Liquor stores across Massachusetts are eager to get into the business of selling legal marijuana.

Ever since voters approved a ballot initiative last November to legalize a statewide recreational marijuana trade, a number of alcoholic beverage retailers have expressed interest in selling weed as well.

In fact, the Massachusetts Package Store Association got behind the concept earlier this month, giving liquor store owners permission to apply for dispensary licenses when the state begins accepting them later this summer.

However, the association told the Boston Herald that it plans to “remain neutral” on the issue of legal marijuana.

“Our diverse membership has differing views about the value of retail marijuana licenses for their businesses,” Frank Anzalotti, the group’s president, told The Salem News. “But we all believe that the sale of any regulated substance must be carefully controlled through highly structured rules applied to marketing, sales, training and access.”

But the alcohol industry’s newfound interest in legal weed is not setting well with the marijuana advocates largely responsible for putting the new law on the books.

Jim Borghesani, a spokesperson for the Campaign to Regulate Marijuana Like Alcohol (CRMLA), told WFXT Fox 25 Boston it is "ironic" that the alcohol market is embracing legal weed, especially after it tried so hard to prevent the law from passing.

Borghesani said the Massachusetts Package Store Association contributed around $75,000 to a campaign aimed at crushing Question 4 – a move that suggested the booze sector was concerned that marijuana would cut into profits.

Although some reports show the alcohol industry stands to lose $2 billion in retail sales nationwide due to the legalization of marijuana, there is evidence that this data is skewed.

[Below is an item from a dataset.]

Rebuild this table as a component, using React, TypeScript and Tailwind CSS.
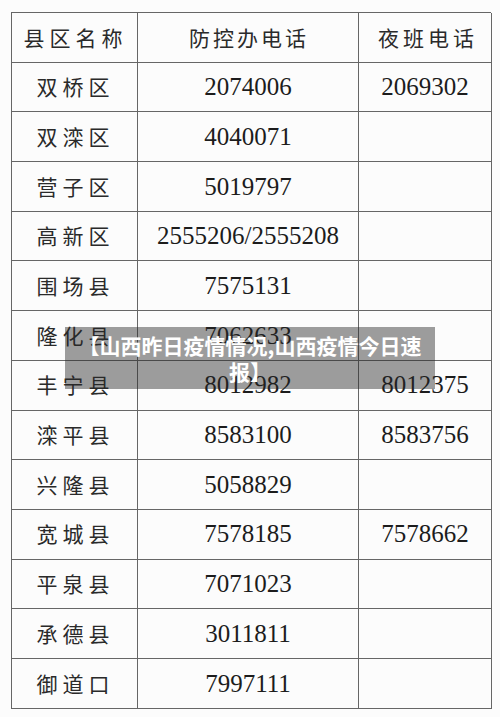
import { Fragment } from "react";

const rows: [string, string, string][] = [
  ["双桥区", "2074006", "2069302"],
  ["双滦区", "4040071", ""],
  ["营子区", "5019797", ""],
  ["高新区", "2555206/2555208", ""],
  ["围场县", "7575131", ""],
  ["隆化县", "7062633", ""],
  ["丰宁县", "8012982", "8012375"],
  ["滦平县", "8583100", "8583756"],
  ["兴隆县", "5058829", ""],
  ["宽城县", "7578185", "7578662"],
  ["平泉县", "7071023", ""],
  ["承德县", "3011811", ""],
  ["御道口", "7997111", ""],
];

const cjk = "font-['Noto_Sans_CJK_SC',sans-serif] font-normal text-[21px] text-[#2a2a2a]";
const num = "font-['Liberation_Serif',serif] text-[25px] text-[#1c1c1c]";

function Cell({ children, className = "" }: { children?: React.ReactNode; className?: string }) {
  return (
    <div className={`flex h-[49.7px] items-center justify-center border-b border-r border-[#666] ${className}`}>
      {children}
    </div>
  );
}

export default function App() {
  return (
    <div className="relative h-[717px] w-[500px] overflow-hidden bg-[#fcfcfc]">
      <div className="pl-[11px] pt-[12px]">
        <div className="grid w-[480px] grid-cols-[126px_221px_133px] border-l border-t border-[#666]">
          <Cell className={`${cjk} tracking-[5px] pl-[2px]`}>县区名称</Cell>
          <Cell className={`${cjk} tracking-[3px] pl-[2px]`}>防控办电话</Cell>
          <Cell className={`${cjk} tracking-[4px] pl-[6px]`}>夜班电话</Cell>
          {rows.map(([name, a, b]) => (
            <Fragment key={name}>
              <Cell className={`${cjk} tracking-[5px] pl-[2px]`}>{name}</Cell>
              <Cell className={num}>{a}</Cell>
              <Cell className={num}>{b}</Cell>
            </Fragment>
          ))}
        </div>
      </div>

      <div className="absolute left-[65px] top-[327px] w-[370px] bg-[rgba(40,40,40,0.45)] px-[8px] py-[5px] text-center font-['Noto_Sans_CJK_SC',sans-serif] text-[21px] font-bold leading-[26px] text-white">
        【山西昨日疫情情况,山西疫情今日速报】
      </div>
    </div>
  );
}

In fact, there is far greater proof that marijuana and alcohol actually complement each other very well – something the alcohol industry is starting to understand.

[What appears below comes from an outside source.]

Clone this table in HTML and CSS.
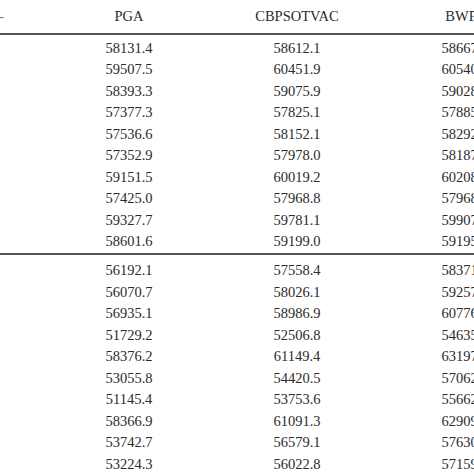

Last year, Rob Sands, Chief Executive Officer at Constellation Brands, the driving force behind Corona, Modelo and Svedka Vodka, told Ad Age that his company is looking into the development of cannabis-infused alcoholic beverages. To some degree, Sands even implied that the booze industry is already plotting to snatch up its share of legal marijuana.

"Why wouldn't big business, so to speak, be acutely interested in a category of that magnitude?" Sands said. "If there's a lot of money involved, it's not going to be left to small mom-and-pops."

In the case of Massachusetts, however, it is not yet known whether state regulation will allow cannabis to be sold in liquor stores.

So far, no legal marijuana state permits pot sales in places where beer, wine and liquor are sold.